4.3. Hydrogen Resistance Mechanism

The surface oxide layer formed by high-temperature oxidation of zirconium hydride in a CO₂ atmosphere plays a critical role in inhibiting hydrogen permeation. The hydrogen-barrier capability of this oxide layer primarily depends on the integrity of its microstructure and the quality of interfacial bonding with the substrate. Because the growth mechanism and final structure of the oxide film vary significantly with oxidation temperature, the effectiveness of the film as a hydrogen diffusion barrier is strongly temperature-dependent.

Hydrogen permeation in solid materials involves several sequential processes, including adsorption, dissociation, diffusion, recombination, and desorption. Within the oxide layer, hydrogen transport follows an atomic diffusion mechanism [30]. At the microscopic scale, hydrogen atoms produced by molecular dissociation can chemically interact with oxygen ions in the oxide lattice to form O-H bonds, which impede hydrogen migration [31]. This trapping mechanism effectively retains hydrogen atoms within the oxide film and suppresses further diffusion [32]. Previous studies have shown that dense oxide films composed of mixed monoclinic and tetragonal phases exhibit excellent hydrogen permeation resistance [32,33].

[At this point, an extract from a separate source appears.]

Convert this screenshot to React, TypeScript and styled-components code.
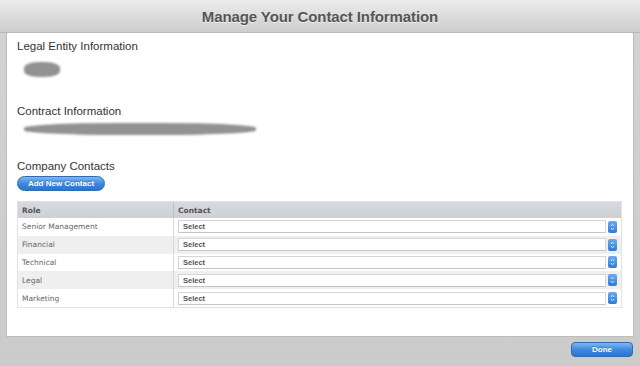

In the oxidation temperature range of 550–650 °C, increasing temperature promotes a more complete oxidation reaction, resulting in a progressively denser zirconia layer and a reduction in surface defects. This dense microstructure significantly extends the diffusion path of hydrogen atoms within the oxide film and increases the activation energy required for hydrogen diffusion. Among the investigated conditions, the oxide layer formed at 650 °C exhibits the best hydrogen resistance, with the highest dehydrogenation onset temperature of 660 °C. This superior performance is attributed not only to the high density of the oxide film but also to strong chemical bonding and good mechanical interlocking between the film and the zirconium hydride substrate. Such a well-integrated interface effectively suppresses hydrogen accumulation and rapid transport along the interface.

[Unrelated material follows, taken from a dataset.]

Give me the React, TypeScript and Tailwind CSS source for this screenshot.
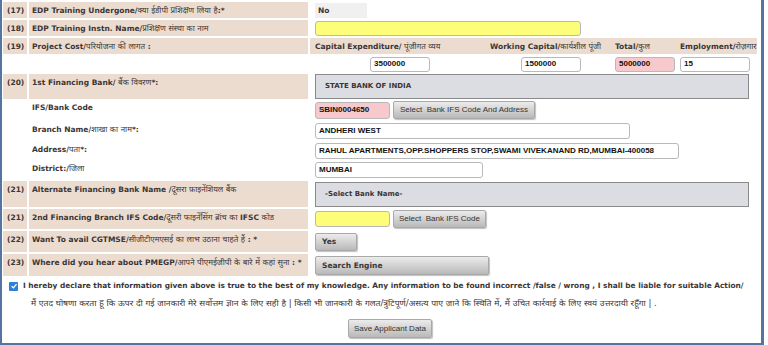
import React from 'react';

const beige = 'bg-[#ecdcd0]';
const labelFont = "font-['DejaVu_Sans','Noto_Sans',sans-serif] text-[7.5px] leading-[11px] font-bold text-[#3b3535]";
const inputFont = "font-['Liberation_Sans',Arial,sans-serif] text-[8px] font-bold text-[#111]";
const btnFont = "font-['Liberation_Sans',Arial,sans-serif] text-[8px] font-normal text-[#333]";

// hindi parts of the labels are set lighter, as on the form
function Mixed({ text }: { text: string }) {
  const parts = text.split(/([\u0900-\u097F][\u0900-\u097F\s]*[\u0900-\u097F]|[\u0900-\u097F])/);
  return (
    <>
      {parts.map((p, i) =>
        /[\u0900-\u097F]/.test(p) ? (
          <span key={i} className="text-[8px] font-normal">
            {p}
          </span>
        ) : (
          <React.Fragment key={i}>{p}</React.Fragment>
        ),
      )}
    </>
  );
}

function Row({
  num,
  label,
  h,
  shaded = true,
  children,
}: {
  num?: string;
  label: string;
  h: string;
  shaded?: boolean;
  children?: React.ReactNode;
}) {
  return (
    <div className={`flex gap-[2px] ${h}`}>
      <div className={`w-[24px] shrink-0 pl-[4px] pt-[3px] ${shaded ? beige : ''} ${labelFont}`}>{num}</div>
      <div className={`w-[279px] shrink-0 whitespace-nowrap pl-[3px] pt-[3px] ${shaded ? beige : ''} ${labelFont}`}>
        <Mixed text={label} />
      </div>
      <div className="flex flex-1 items-center gap-[3px] pl-[5px]">{children}</div>
    </div>
  );
}

function TextBox({
  value,
  w,
  h = 'h-[17px]',
  tone = 'white',
}: {
  value?: string;
  w: string;
  h?: string;
  tone?: 'white' | 'pink' | 'yellow';
}) {
  const bg = tone === 'pink' ? 'bg-[#f7c9cc]' : tone === 'yellow' ? 'bg-[#fdfd7a]' : 'bg-white';
  return (
    <div className={`${w} ${h} flex items-center rounded-[3px] border border-[#b9b9b9] ${bg} pl-[3px] ${inputFont}`}>
      {value}
    </div>
  );
}

function GrayBtn({ children, w, h = 'h-[18px]', bold = false }: { children: React.ReactNode; w: string; h?: string; bold?: boolean }) {
  return (
    <div
      className={`${w} ${h} flex items-center rounded-[2px] border border-[#a9a9a9] bg-gradient-to-b from-[#ececec] to-[#b9b9b9] shadow-[1px_1px_1px_rgba(0,0,0,0.25)] ${
        bold ? `pl-[6px] ${labelFont}` : `justify-center ${btnFont}`
      }`}
    >
      {children}
    </div>
  );
}

function SelectBox({ value }: { value: string }) {
  return (
    <div className={`flex h-[25px] w-[434px] items-center border border-[#8a8a8a] bg-[#dcdde3] pl-[9px] ${labelFont} text-[7px]`}>
      {value}
    </div>
  );
}

export default function App() {
  return (
    <div className="h-[345px] w-[768px] overflow-hidden bg-white">
      <div className="flex h-[345px] w-[764px] flex-col border-b-2 border-l-2 border-r-[3px] border-[#5575a0] pl-[1px] pr-[8px] pt-[2px]">
        <div className="flex flex-col gap-[2px]">
          <Row num="(17)" label="EDP Training Undergone/क्या ईडीपी प्रशिक्षण लिया है:*" h="h-[16px]">
            <div className={`flex h-[15px] w-[52px] items-center bg-[#f0f0f0] pl-[3px] ${labelFont}`}>No</div>
          </Row>
          <Row num="(18)" label="EDP Training Instn. Name/प्रशिक्षण संस्था का नाम" h="h-[16px]">
            <TextBox w="w-[266px]" h="h-[15px]" tone="yellow" />
          </Row>
          <div className="flex h-[16px] gap-[2px]">
            <div className={`w-[24px] shrink-0 pl-[4px] pt-[3px] ${beige} ${labelFont}`}>(19)</div>
            <div className={`w-[279px] shrink-0 pl-[3px] pt-[3px] ${beige} ${labelFont}`}>
              <Mixed text="Project Cost/परियोजना की लागत :" />
            </div>
            <div className={`flex flex-1 whitespace-nowrap pt-[3px] ${beige} ${labelFont}`}>
              <div className="w-[180px] pl-[5px]">
                <Mixed text="Capital Expenditure/ पूंजीगत व्यय" />
              </div>
              <div className="w-[122px]">
                <Mixed text="Working Capital/कार्यशील पूंजी" />
              </div>
              <div className="w-[66px] pl-[3px]">
                <Mixed text="Total/कुल" />
              </div>
              <div className="flex-1 pl-[2px]">
                <Mixed text="Employment/रोज़गार" />
              </div>
            </div>
          </div>
          <div className="flex h-[16px] gap-[2px]">
            <div className="w-[305px] shrink-0" />
            <div className="flex flex-1 items-center">
              <div className="flex w-[180px] justify-center">
                <TextBox w="w-[60px]" h="h-[15px]" value="3500000" />
              </div>
              <div className="flex w-[122px] justify-center">
                <TextBox w="w-[60px]" h="h-[15px]" value="1500000" />
              </div>
              <div className="flex w-[66px] justify-center">
                <TextBox w="w-[60px]" h="h-[15px]" value="5000000" tone="pink" />
              </div>
              <div className="flex-1 pl-[2px]">
                <TextBox w="w-[70px]" h="h-[15px]" value="15" />
              </div>
            </div>
          </div>
          <Row num="(20)" label="1st Financing Bank/ बैंक विवरण*:" h="h-[25px]">
            <SelectBox value="STATE BANK OF INDIA" />
          </Row>
        </div>
        <div className="flex flex-col">
          <Row label="IFS/Bank Code" h="h-[22px]" shaded={false}>
            <TextBox w="w-[75px]" value="SBIN0004650" tone="pink" />
            <GrayBtn w="w-[142px]">Select&nbsp; Bank IFS Code And Address</GrayBtn>
          </Row>
          <Row label="Branch Name/शाखा का नाम*:" h="h-[20px]" shaded={false}>
            <TextBox w="w-[315px]" h="h-[16px]" value="ANDHERI WEST" />
          </Row>
          <Row label="Address/पता*:" h="h-[19px]" shaded={false}>
            <TextBox w="w-[364px]" h="h-[16px]" value="RAHUL APARTMENTS,OPP.SHOPPERS STOP,SWAMI VIVEKANAND RD,MUMBAI-400058" />
          </Row>
          <Row label="District:/जिला" h="h-[20px]" shaded={false}>
            <TextBox w="w-[168px]" h="h-[16px]" value="MUMBAI" />
          </Row>
        </div>
        <div className="mt-[1px] flex flex-col gap-[2px]">
          <Row num="(21)" label="Alternate Financing Bank Name /दूसरा फ़ाइनेंशियल बैंक" h="h-[26px]">
            <SelectBox value="-Select Bank Name-" />
          </Row>
          <Row num="(21)" label="2nd Financing Branch IFS Code/दूसरी फाइनेंसिंग ब्रांच का IFSC कोड" h="h-[20px]">
            <TextBox w="w-[75px]" h="h-[16px]" tone="yellow" />
            <GrayBtn w="w-[93px]">Select&nbsp; Bank IFS Code</GrayBtn>
          </Row>
          <Row num="(22)" label="Want To avail CGTMSE/सीजीटीएमएसई का लाभ उठाना चाहते हैं : *" h="h-[21px]">
            <GrayBtn w="w-[42px]" h="h-[18px]" bold>
              Yes
            </GrayBtn>
          </Row>
          <Row num="(23)" label="Where did you hear about PMEGP/आपने पीएमईजीपी के बारे में कहां सुना : *" h="h-[22px]">
            <GrayBtn w="w-[174px]" h="h-[19px]" bold>
              Search Engine
            </GrayBtn>
          </Row>
        </div>
        <div className={`mt-[3px] ${labelFont}`}>
          <div className="flex items-center gap-[5px] whitespace-nowrap pl-[6px]">
            <span className="flex h-[9px] w-[9px] items-center justify-center rounded-[1px] bg-[#2f7fd6]">
              <svg viewBox="0 0 10 10" className="h-[8px] w-[8px]">
                <path d="M2 5.2 L4.2 7.4 L8.2 2.6" fill="none" stroke="white" strokeWidth="1.6" />
              </svg>
            </span>
            <span className="text-[7.4px] leading-[14px]">
              I hereby declare that information given above is true to the best of my knowledge. Any information to be found incorrect /false / wrong , I shall be liable for suitable Action/
            </span>
          </div>
          <div className="whitespace-nowrap pl-[28px] pt-[3px] text-[8.6px] font-normal leading-[14px]">
            मैं एतद घोषणा करता हू कि ऊपर दी गई जानकारी मेरे सर्वोत्तम ज्ञान के लिए सही है | किसी भी जानकारी के गलत/त्रुटिपूर्ण/असत्य पाए जाने कि स्थिति में, मैं उचित कार्रवाई के लिए स्वयं उत्तरदायी रहूँगा | .
          </div>
          <div className="flex justify-center pl-[24px] pt-[9px]">
            <GrayBtn w="w-[84px]" h="h-[19px]">
              Save Applicant Data
            </GrayBtn>
          </div>
        </div>
      </div>
    </div>
  );
}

When the oxidation temperature is further increased to 700 °C, the hydrogen resistance of the oxide layer deteriorates despite the continued increase in film thickness. The degradation arises mainly from two factors. First, the excessively high oxidation temperature accelerates oxide growth, leading to the accumulation of significant intrinsic growth stress within the film. Second, the mismatch in thermal expansion coefficients between zirconia and the zirconium hydride substrate becomes more pronounced at elevated temperatures, generating substantial thermal mismatch stress during cooling. The combined effect of these stresses promotes the formation of microcracks in the oxide layer and weakens interfacial bonding. These defects act as fast diffusion pathways for hydrogen, markedly reducing the barrier effectiveness of the oxide film and causing the dehydrogenation onset temperature to decrease to 633 °C.

5. Conclusions

In this study, the growth behavior, structural evolution, mechanical properties, and hydrogen resistance of oxide films formed on zirconium hydride via in situ CO₂ oxidation at 550–700 °C were systematically investigated. Based on comprehensive microstructural characterization and performance evaluation, the following conclusions can be drawn:

• Oxidation temperature strongly influences oxide growth kinetics and structural integrity. At 550–600 °C, limited oxygen diffusion and sluggish reaction kinetics result in thin, non-uniform oxide films containing microcracks and pores, which provide preferential diffusion pathways for hydrogen.
• At 650 °C, a favorable balance between oxidation rate and stress evolution is achieved. SEM and EDS analyses confirm the formation of a dense and continuous ZrO₂ layer with a well-defined interface. XRD results reveal the coexistence of monoclinic and tetragonal phases, which may contribute to enhanced mechanical stability. This optimized microstructure leads to the highest adhesion strength and the highest dehydrogenation onset temperature (660 °C), and the lowest hydrogen release rate.
• Although further increasing the oxidation temperature to 700 °C significantly increases oxide thickness and mass gain due to accelerated oxidation kinetics, excessive growth stress and thermal mismatch stress induce microcracking and interfacial degradation. As a result, hydrogen resistance deteriorates despite increased film thickness.
• The hydrogen barrier performance of the oxide film does not increase monotonically with thickness. Instead, it is governed by the combined effects of film compactness, defect evolution, phase structure, and interfacial integrity. These findings establish 650 °C as the optimal processing temperature for producing a mechanically stable and hydrogen-resistant ZrO₂ film under a CO₂ atmosphere.

This work provides a systematic structure–property correlation framework for optimizing in situ oxide films on zirconium hydride for high-temperature hydrogen retention applications. Although the present study demonstrates that in situ CO₂ oxidation at 650 °C can effectively enhance hydrogen permeation resistance of zirconium hydride, further investigations are required before practical application in nuclear power systems. Future work should focus on evaluating irradiation stability under neutron exposure, corrosion resistance in reactor-relevant coolant environments, long-term thermal cycling durability, and the coupled effects of stress and hydrogen diffusion. These studies will provide a more comprehensive understanding of the coating reliability under realistic service conditions and help bridge the gap between laboratory optimization and engineering application.